News Turkey detains 170 people over Kurdish Nevruz celebrations

Turkey detains 170 people over Kurdish Nevruz celebrations

Turkish police detained 170 people in raids linked to Nevruz celebrations over the past week as part of Ankara’s continued crackdown on Kurdish political expression despite ongoing peace talks with the outlawed Kurdistan Workers’ Party (PKK), Turkish Minute reported.

Nevruz, the spring festival widely celebrated across the region, carries added political weight in Turkey’s Kurdish-majority southeast, where gatherings often double as displays of Kurdish identity and demands for rights. In this year’s celebrations in Diyarbakır, crowds gathered near an image of jailed PKK founder Abdullah Öcalan.

The detentions were tied to allegations of spreading propaganda on the PKK’s behalf during or around the Nevruz events. A police statement said 72 people were detained between March 17 and 22 in nine provinces, while another 98 were detained on Tuesday in six provinces.

The detentions come at a sensitive moment in the government’s effort to move a new peace initiative forward. On February 18 a parliamentary commission approved a report laying out a roadmap for legal reforms alongside the PKK’s laying down of arms in a bid to end a conflict that has lasted more than 40 years. The PKK is designated as a terrorist organization by Turkey and its Western allies.

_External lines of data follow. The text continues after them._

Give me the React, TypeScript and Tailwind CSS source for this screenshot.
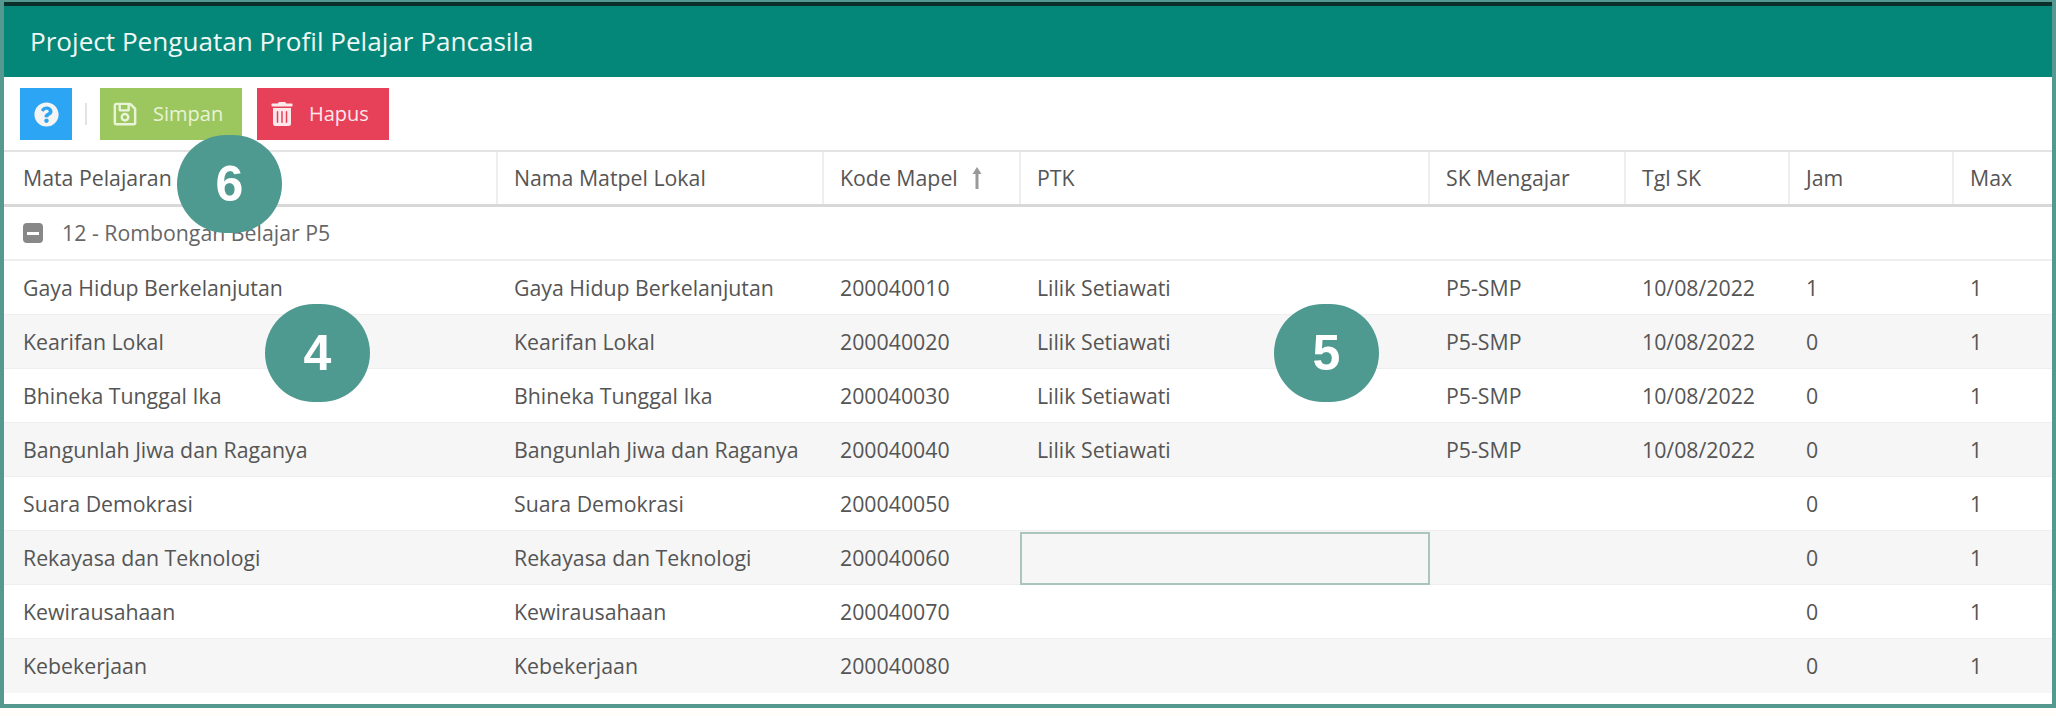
import { FaQuestionCircle, FaRegSave, FaTrashAlt } from "react-icons/fa";

const rows = [
	["Gaya Hidup Berkelanjutan", "200040010", "Lilik Setiawati", "P5-SMP", "10/08/2022", "1"],
	["Kearifan Lokal", "200040020", "Lilik Setiawati", "P5-SMP", "10/08/2022", "0"],
	["Bhineka Tunggal Ika", "200040030", "Lilik Setiawati", "P5-SMP", "10/08/2022", "0"],
	["Bangunlah Jiwa dan Raganya", "200040040", "Lilik Setiawati", "P5-SMP", "10/08/2022", "0"],
	["Suara Demokrasi", "200040050", "", "", "", "0"],
	["Rekayasa dan Teknologi", "200040060", "", "", "", "0"],
	["Kewirausahaan", "200040070", "", "", "", "0"],
	["Kebekerjaan", "200040080", "", "", "", "0"],
];

const gridCols = "grid grid-cols-[494px_326px_197px_409px_196px_164px_164px_94px]";

const HeadCell = ({ label, first, last }: { label: string; first?: boolean; last?: boolean }) => (
	<div className={`flex items-center gap-[14px] pr-4 ${first ? "pl-[19px]" : "pl-4"} ${last ? "" : "border-r-2 border-[#eeeeee]"}`}>
		{label}
		{label === "Kode Mapel" && (
			<svg width="10" height="22" viewBox="0 0 10 22" fill="#999999">
				<path d="M5 0 L9.5 7 H6.5 V22 H3.5 V7 H0.5 Z" />
			</svg>
		)}
	</div>
);

const Badge = ({ n, className }: { n: string; className: string }) => (
	<div
		className={`absolute flex items-center justify-center w-[105px] h-[98px] rounded-full bg-[#4f9a90] text-white font-bold text-[50px] font-['Liberation_Sans',sans-serif] ${className}`}
	>
		{n}
	</div>
);

export default function App() {
	return (
		<div className="relative w-[2056px] h-[716px] bg-[#fffefb] overflow-hidden font-['Open_Sans',sans-serif] text-[21.3px] text-[#555555]">
			<div className="h-[708px] border-x-4 border-b-4 border-t-2 border-[#54988f] bg-white">
				<div className="h-[4px] bg-[#0b2f2b]" />
				<div className="h-[71px] bg-[#048778] text-[#f0f8f6] text-[26.1px] flex items-center pl-[26px]">
					Project Penguatan Profil Pelajar Pancasila
				</div>
				<div className="h-[73px] flex items-center pl-4 pt-[1px]">
					<button className="w-[52px] h-[52px] bg-[#2da5f5] flex items-center justify-center">
						<FaQuestionCircle size={25} color="#f4f4f4" />
					</button>
					<div className="w-[2px] h-[22px] bg-[#e3e3e3] mx-[13px]" />
					<button className="w-[142px] h-[52px] bg-[#9cc75f] text-[20px] text-[#e8f3d8] flex items-center pl-[12px] gap-[15px]">
						<FaRegSave size={26} />
						Simpan
					</button>
					<button className="ml-[15px] w-[132px] h-[52px] bg-[#e64158] text-[20px] text-[#fde8eb] flex items-center pl-[13px] gap-[15px]">
						<FaTrashAlt size={24} />
						Hapus
					</button>
				</div>

				<div className={`${gridCols} h-[57px] border-t-2 border-b-[3px] border-t-[#e3e3e3] border-b-[#d8d8d8]`}>
					<HeadCell label="Mata Pelajaran" first />
					<HeadCell label="Nama Matpel Lokal" />
					<HeadCell label="Kode Mapel" />
					<HeadCell label="PTK" />
					<HeadCell label="SK Mengajar" />
					<HeadCell label="Tgl SK" />
					<HeadCell label="Jam" />
					<HeadCell label="Max" last />
				</div>

				<div className="h-[54px] flex items-center pl-[19px] gap-[19px] border-b-2 border-[#eeeeee] text-[#666666]">
					<span className="w-[20px] h-[20px] rounded-[4px] bg-[#888888] flex items-center justify-center">
						<span className="w-[12px] h-[3px] bg-white" />
					</span>
					12 - Rombongan Belajar P5
				</div>

				{rows.map((row, i) => (
					<div
						key={row[1]}
						className={`${gridCols} h-[54px] items-stretch ${i % 2 === 1 ? "bg-[#f6f6f6]" : "bg-white"} ${
							i === rows.length - 1 ? "" : "border-b border-[#eeeeee]"
						}`}
					>
						<div className="flex items-center pl-[19px] whitespace-nowrap">{row[0]}</div>
						<div className="flex items-center px-4 whitespace-nowrap">{row[0]}</div>
						<div className="flex items-center px-4">{row[1]}</div>
						<div className={`flex items-center px-4 ${i === 5 ? "border-2 border-[#aac4be] mt-[1px] mb-[-1px] -ml-[1px]" : ""}`}>{row[2]}</div>
						<div className="flex items-center px-4">{row[3]}</div>
						<div className="flex items-center px-4">{row[4]}</div>
						<div className="flex items-center px-4">{row[5]}</div>
						<div className="flex items-center px-4">1</div>
					</div>
				))}
			</div>

			<Badge n="6" className="left-[177px] top-[135px]" />
			<Badge n="4" className="left-[265px] top-[304px]" />
			<Badge n="5" className="left-[1274px] top-[304px]" />
		</div>
	);
}
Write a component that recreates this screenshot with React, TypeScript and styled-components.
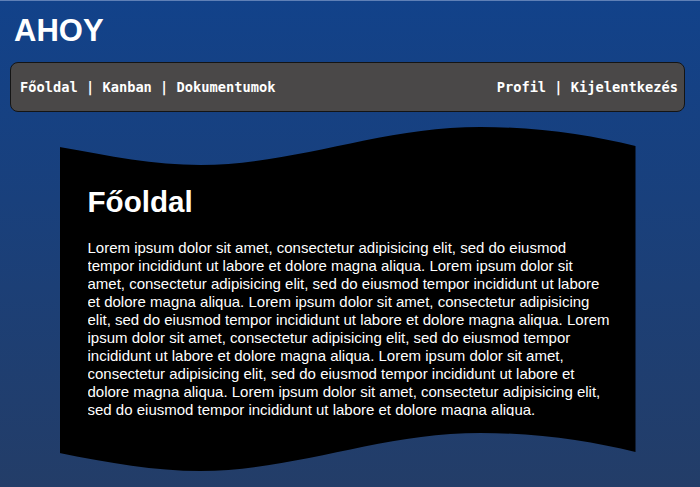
import React from "react";
import styled, { createGlobalStyle } from "styled-components";

const GlobalStyle = createGlobalStyle`
  html, body { margin: 0; padding: 0; }
  body {
    min-height: 100vh;
    background: linear-gradient(180deg, #12428a 0%, #233d68 100%);
    border-top: 1px solid #5f80b6;
    box-sizing: border-box;
    font-family: "Liberation Sans", Arial, sans-serif;
    color: #fff;
  }
`;

const Page = styled.div`
  display: flex;
  flex-direction: column;
  padding: 12px 15px 0 10px;
`;

const Title = styled.h1`
  margin: 0 0 0 4px;
  font-size: 31px;
  line-height: 36px;
  font-weight: bold;
  color: #fff;
`;

const NavBar = styled.nav`
  margin-top: 13px;
  height: 50px;
  box-sizing: border-box;
  display: flex;
  align-items: center;
  justify-content: space-between;
  padding: 0 6px 0 9px;
  background: #4a4848;
  border: 1px solid #141414;
  border-radius: 8px;
  font-family: "DejaVu Sans Mono", monospace;
  font-weight: bold;
  font-size: 13.7px;
  white-space: pre;
`;

const NavGroup = styled.div`
  display: flex;
  align-items: center;
`;

const NavLink = styled.a`
  color: #fff;
  text-decoration: none;
`;

const Sep = styled.span`
  color: #fff;
`;

const CardWrap = styled.main`
  margin-top: 15px;
  display: flex;
  justify-content: center;
`;

const Card = styled.section`
  width: 576px;
  height: 346px;
  box-sizing: border-box;
  background: #000;
  padding: 58px 23px 0 28px;
  clip-path: path("M0 20 C 50 29, 95 38, 141 38 C 235 38, 320 0, 421 0 C 480 0, 530 8, 576 19 L 576 325 C 530 314, 480 306, 421 306 C 320 306, 235 344, 141 344 C 95 344, 50 336, 0 326 Z");
`;

const Heading = styled.h2`
  margin: 0;
  font-size: 29.6px;
  line-height: 34px;
  font-weight: bold;
`;

const TextBox = styled.div`
  margin-top: 20px;
  height: 177px;
  overflow: hidden;
`;

const Para = styled.p`
  margin: 0;
  font-size: 15px;
  line-height: 18px;
`;

const lorem =
  "Lorem ipsum dolor sit amet, consectetur adipisicing elit, sed do eiusmod tempor incididunt ut labore et dolore magna aliqua.";

export default function App() {
  const text = Array(6).fill(lorem).join(" ");
  return (
    <>
      <GlobalStyle />
      <Page>
        <Title>AHOY</Title>
        <NavBar>
          <NavGroup>
            <NavLink href="#">Főoldal</NavLink>
            <Sep> | </Sep>
            <NavLink href="#">Kanban</NavLink>
            <Sep> | </Sep>
            <NavLink href="#">Dokumentumok</NavLink>
          </NavGroup>
          <NavGroup>
            <NavLink href="#">Profil</NavLink>
            <Sep> | </Sep>
            <NavLink href="#">Kijelentkezés</NavLink>
          </NavGroup>
        </NavBar>
        <CardWrap>
          <Card>
            <Heading>Főoldal</Heading>
            <TextBox>
              <Para>{text}</Para>
            </TextBox>
          </Card>
        </CardWrap>
      </Page>
    </>
  );
}
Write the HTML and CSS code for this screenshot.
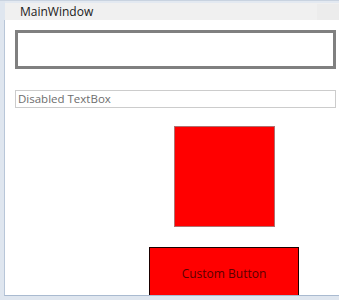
FILE: index.html
```html
<!DOCTYPE html>
<html>
<head>
<meta charset="utf-8">
<link rel="stylesheet" href="styles.css">
</head>
<body>
<div class="window">
  <div class="titlebar"><span class="title">MainWindow</span><span class="ctrl"></span></div>
  <div class="client">
    <div class="textbox"></div>
    <div class="textbox-disabled">Disabled TextBox</div>
    <div class="stack">
      <div class="square"></div>
      <div class="custom-button">Custom Button</div>
    </div>
  </div>
</div>
</body>
</html>
```
FILE: styles.css
```css
html, body {
  margin: 0;
  padding: 0;
}
body {
  width: 339px;
  height: 300px;
  overflow: hidden;
  background: #dfe6ef;
  font-family: "Segoe UI", "Open Sans", "Noto Sans", sans-serif;
}
.window {
  display: flex;
  flex-direction: column;
  width: 339px;
  height: 300px;
  border-top: 1px solid #c9d3e0;
  box-sizing: border-box;
}
.titlebar {
  height: 19px;
  margin-left: 5px;
  background: #f0f0f0;
  display: flex;
  align-items: center;
  justify-content: space-between;
  border-top: 2px solid #e3e9f1;
  box-sizing: border-box;
}
.title {
  font-size: 12px;
  color: #1a1a1a;
  padding-left: 15px;
  line-height: 16px;
}
.ctrl {
  width: 22px;
  height: 16px;
  background: #ececec;
}
.client {
  margin-left: 4px;
  height: 276px;
  background: #ffffff;
  border-left: 1px solid #b8c6d8;
  border-bottom: 1px solid #a9bad0;
  padding-left: 10px;
  padding-top: 10px;
  box-sizing: border-box;
  overflow: hidden;
}
.textbox {
  width: 321px;
  height: 39px;
  border: 3px solid #808080;
  box-sizing: border-box;
}
.textbox-disabled {
  margin-top: 21px;
  width: 321px;
  height: 18px;
  border: 1px solid #cccccc;
  box-sizing: border-box;
  font-size: 11.5px;
  line-height: 15px;
  color: #6d6d6d;
  padding-left: 2px;
}
.stack {
  display: flex;
  flex-direction: column;
  align-items: center;
  width: 150px;
  margin-left: 134px;
}
.square {
  margin-top: 18px;
  width: 101px;
  height: 101px;
  background: #ff0000;
  border: 1px solid #b07070;
  box-sizing: border-box;
}
.custom-button {
  margin-top: 20px;
  width: 150px;
  height: 52px;
  background: #ff0000;
  border: 1px solid #1a0000;
  box-sizing: border-box;
  display: flex;
  align-items: center;
  justify-content: center;
  font-size: 12px;
  color: #5a0000;
}
```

But Kurdish political leaders say the process cannot move ahead on security measures alone. During Nevruz events this weekend, the pro-Kurdish Peoples’ Equality and Democracy Party (DEM Party) called for legal changes, a formal “peace law” and a new status for Öcalan, saying a permanent settlement required legal guarantees.

That tension now sits at the center of Turkey’s peace initiative. Ankara says progress depends on the PKK giving up its arms and disbanding unconditionally, while Kurdish politicians argue that the state is still criminalizing speech, slogans and symbols tied to Kurdish public life while asking the Kurdish side to trust the government.

Rights groups have criticized Turkey’s use of terrorist propaganda charges in cases involving Kurdish songs, dances and language activities, saying authorities have used the law to punish nonviolent expression.